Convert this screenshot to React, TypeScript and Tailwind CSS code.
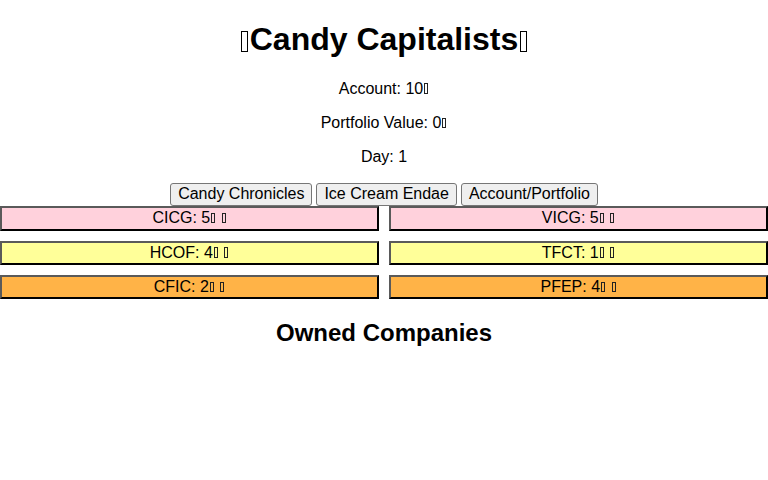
import React from "react";

const Tofu = ({ big }: { big?: boolean }) =>
  big ? (
    <span className="inline-block w-[7px] h-[21px] border-[1.5px] border-black mx-[1.5px] align-[-2px]" />
  ) : (
    <span className="inline-block w-[4px] h-[10.5px] border border-[#222] ml-[1px] mr-[1px] align-[0px]" />
  );

const stocks = [
  { name: "CICG", price: 5, bg: "bg-[#ffd1dc]" },
  { name: "VICG", price: 5, bg: "bg-[#ffd1dc]" },
  { name: "HCOF", price: 4, bg: "bg-[#ffff99]" },
  { name: "TFCT", price: 1, bg: "bg-[#ffff99]" },
  { name: "CFIC", price: 2, bg: "bg-[#ffb347]" },
  { name: "PFEP", price: 4, bg: "bg-[#ffb347]" },
];

export default function App() {
  return (
    <div className="font-['Liberation_Sans',Arial,sans-serif] text-black text-center text-[16px] leading-[1.15] bg-white min-h-[480px]">
      <h1 className="text-[32px] font-bold pt-[21.44px] mb-[21.44px]">
        <Tofu big />
        Candy Capitalists
        <Tofu big />
      </h1>
      <p className="mb-4">
        Account: 10
        <Tofu />
      </p>
      <p className="mb-4">
        Portfolio Value: 0
        <Tofu />
      </p>
      <p className="mb-4">Day: 1</p>
      <div className="flex justify-center gap-[4px]">
        {["Candy Chronicles", "Ice Cream Endae", "Account/Portfolio"].map((t) => (
          <button
            key={t}
            className="px-[7px] py-[1.5px] border border-[#767676] rounded-[3px] bg-[#efefef] text-[16px] leading-[1.15] text-black"
          >
            {t}
          </button>
        ))}
      </div>
      <div className="grid grid-cols-2 gap-x-[10px] gap-y-[10px]">
        {stocks.map((s) => (
          <div
            key={s.name}
            className={`${s.bg} border-2 border-t-[#5a5a5a] border-l-[#5a5a5a] border-b-black border-r-black py-[1px]`}
          >
            {s.name}: {s.price}
            <Tofu /> <Tofu />
          </div>
        ))}
      </div>
      <h2 className="text-[24px] font-bold mt-[19.92px]">Owned Companies</h2>
    </div>
  );
}
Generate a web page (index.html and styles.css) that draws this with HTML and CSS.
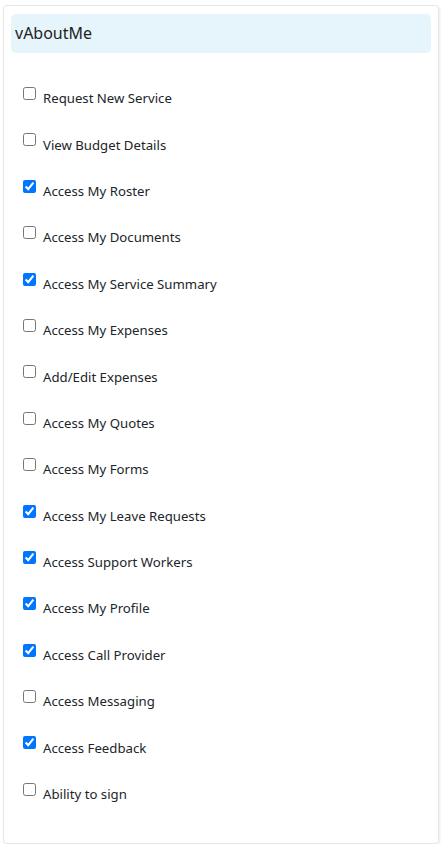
FILE: index.html
```html
<!DOCTYPE html>
<html lang="en">
<head>
  <meta charset="UTF-8" />
  <meta name="viewport" content="width=device-width, initial-scale=1" />
  <title>vAboutMe</title>
  <link rel="stylesheet" href="styles.css">
</head>
<body>
  <div class="card">
    <div class="card-header">vAboutMe</div>

    <div class="options">
      <label class="option"><input type="checkbox"><span>Request New Service</span></label>
      <label class="option"><input type="checkbox"><span>View Budget Details</span></label>
      <label class="option"><input type="checkbox" checked><span>Access My Roster</span></label>
      <label class="option"><input type="checkbox"><span>Access My Documents</span></label>
      <label class="option"><input type="checkbox" checked><span>Access My Service Summary</span></label>
      <label class="option"><input type="checkbox"><span>Access My Expenses</span></label>
      <label class="option"><input type="checkbox"><span>Add/Edit Expenses</span></label>
      <label class="option"><input type="checkbox"><span>Access My Quotes</span></label>
      <label class="option"><input type="checkbox"><span>Access My Forms</span></label>
      <label class="option"><input type="checkbox" checked><span>Access My Leave Requests</span></label>
      <label class="option"><input type="checkbox" checked><span>Access Support Workers</span></label>
      <label class="option"><input type="checkbox" checked><span>Access My Profile</span></label>
      <label class="option"><input type="checkbox" checked><span>Access Call Provider</span></label>
      <label class="option"><input type="checkbox"><span>Access Messaging</span></label>
      <label class="option"><input type="checkbox" checked><span>Access Feedback</span></label>
      <label class="option"><input type="checkbox"><span>Ability to sign</span></label>
    </div>
  </div>
</body>
</html>
```

FILE: styles.css
```css
body {
  margin: 0;
  background-color: #fff;
  color: #212529;
  font-family: 'Segoe UI', 'Noto Sans', 'Open Sans', sans-serif;
}
.card {
  width: 436px;
  height: 839px;
  margin: 5px 0 0 3px;
  border: 1px solid #e6e6e6;
  border-radius: 4px;
  box-shadow: 1px 1px 3px rgba(0,0,0,0.08);
  box-sizing: border-box;
  padding: 8px 7px 0 7px;
}
.card-header {
  height: 39px;
  background-color: #e6f5fb;
  border-radius: 5px;
  padding-left: 4px;
  font-size: 16px;
  line-height: 39px;
  color: #222;
}
.options {
  margin-top: 22px;
}
.option {
  display: flex;
  align-items: center;
  height: 46.4px;
  padding-left: 12px;
  font-size: 13.2px;
  cursor: pointer;
}
.option input {
  align-self: flex-start;
  margin: 12px 7px 0 0;
  width: 13px;
  height: 13px;
}
```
........
Repeat the records above verbatim, with no pictures in the result.

_Response_.
Convert this screenshot to React, TypeScript and Tailwind CSS code.
import React from "react";

const Tofu = ({ big }: { big?: boolean }) =>
  big ? (
    <span className="inline-block w-[7px] h-[21px] border-[1.5px] border-black mx-[1.5px] align-[-2px]" />
  ) : (
    <span className="inline-block w-[4px] h-[10.5px] border border-[#222] ml-[1px] mr-[1px] align-[0px]" />
  );

const stocks = [
  { name: "CICG", price: 5, bg: "bg-[#ffd1dc]" },
  { name: "VICG", price: 5, bg: "bg-[#ffd1dc]" },
  { name: "HCOF", price: 4, bg: "bg-[#ffff99]" },
  { name: "TFCT", price: 1, bg: "bg-[#ffff99]" },
  { name: "CFIC", price: 2, bg: "bg-[#ffb347]" },
  { name: "PFEP", price: 4, bg: "bg-[#ffb347]" },
];

export default function App() {
  return (
    <div className="font-['Liberation_Sans',Arial,sans-serif] text-black text-center text-[16px] leading-[1.15] bg-white min-h-[480px]">
      <h1 className="text-[32px] font-bold pt-[21.44px] mb-[21.44px]">
        <Tofu big />
        Candy Capitalists
        <Tofu big />
      </h1>
      <p className="mb-4">
        Account: 10
        <Tofu />
      </p>
      <p className="mb-4">
        Portfolio Value: 0
        <Tofu />
      </p>
      <p className="mb-4">Day: 1</p>
      <div className="flex justify-center gap-[4px]">
        {["Candy Chronicles", "Ice Cream Endae", "Account/Portfolio"].map((t) => (
          <button
            key={t}
            className="px-[7px] py-[1.5px] border border-[#767676] rounded-[3px] bg-[#efefef] text-[16px] leading-[1.15] text-black"
          >
            {t}
          </button>
        ))}
      </div>
      <div className="grid grid-cols-2 gap-x-[10px] gap-y-[10px]">
        {stocks.map((s) => (
          <div
            key={s.name}
            className={`${s.bg} border-2 border-t-[#5a5a5a] border-l-[#5a5a5a] border-b-black border-r-black py-[1px]`}
          >
            {s.name}: {s.price}
            <Tofu /> <Tofu />
          </div>
        ))}
      </div>
      <h2 className="text-[24px] font-bold mt-[19.92px]">Owned Companies</h2>
    </div>
  );
}
Generate a web page (index.html and styles.css) that draws this with HTML and CSS.
FILE: index.html
```html
<!DOCTYPE html>
<html lang="en">
<head>
  <meta charset="UTF-8" />
  <meta name="viewport" content="width=device-width, initial-scale=1" />
  <title>vAboutMe</title>
  <link rel="stylesheet" href="styles.css">
</head>
<body>
  <div class="card">
    <div class="card-header">vAboutMe</div>

    <div class="options">
      <label class="option"><input type="checkbox"><span>Request New Service</span></label>
      <label class="option"><input type="checkbox"><span>View Budget Details</span></label>
      <label class="option"><input type="checkbox" checked><span>Access My Roster</span></label>
      <label class="option"><input type="checkbox"><span>Access My Documents</span></label>
      <label class="option"><input type="checkbox" checked><span>Access My Service Summary</span></label>
      <label class="option"><input type="checkbox"><span>Access My Expenses</span></label>
      <label class="option"><input type="checkbox"><span>Add/Edit Expenses</span></label>
      <label class="option"><input type="checkbox"><span>Access My Quotes</span></label>
      <label class="option"><input type="checkbox"><span>Access My Forms</span></label>
      <label class="option"><input type="checkbox" checked><span>Access My Leave Requests</span></label>
      <label class="option"><input type="checkbox" checked><span>Access Support Workers</span></label>
      <label class="option"><input type="checkbox" checked><span>Access My Profile</span></label>
      <label class="option"><input type="checkbox" checked><span>Access Call Provider</span></label>
      <label class="option"><input type="checkbox"><span>Access Messaging</span></label>
      <label class="option"><input type="checkbox" checked><span>Access Feedback</span></label>
      <label class="option"><input type="checkbox"><span>Ability to sign</span></label>
    </div>
  </div>
</body>
</html>
```

FILE: styles.css
```css
body {
  margin: 0;
  background-color: #fff;
  color: #212529;
  font-family: 'Segoe UI', 'Noto Sans', 'Open Sans', sans-serif;
}
.card {
  width: 436px;
  height: 839px;
  margin: 5px 0 0 3px;
  border: 1px solid #e6e6e6;
  border-radius: 4px;
  box-shadow: 1px 1px 3px rgba(0,0,0,0.08);
  box-sizing: border-box;
  padding: 8px 7px 0 7px;
}
.card-header {
  height: 39px;
  background-color: #e6f5fb;
  border-radius: 5px;
  padding-left: 4px;
  font-size: 16px;
  line-height: 39px;
  color: #222;
}
.options {
  margin-top: 22px;
}
.option {
  display: flex;
  align-items: center;
  height: 46.4px;
  padding-left: 12px;
  font-size: 13.2px;
  cursor: pointer;
}
.option input {
  align-self: flex-start;
  margin: 12px 7px 0 0;
  width: 13px;
  height: 13px;
}
```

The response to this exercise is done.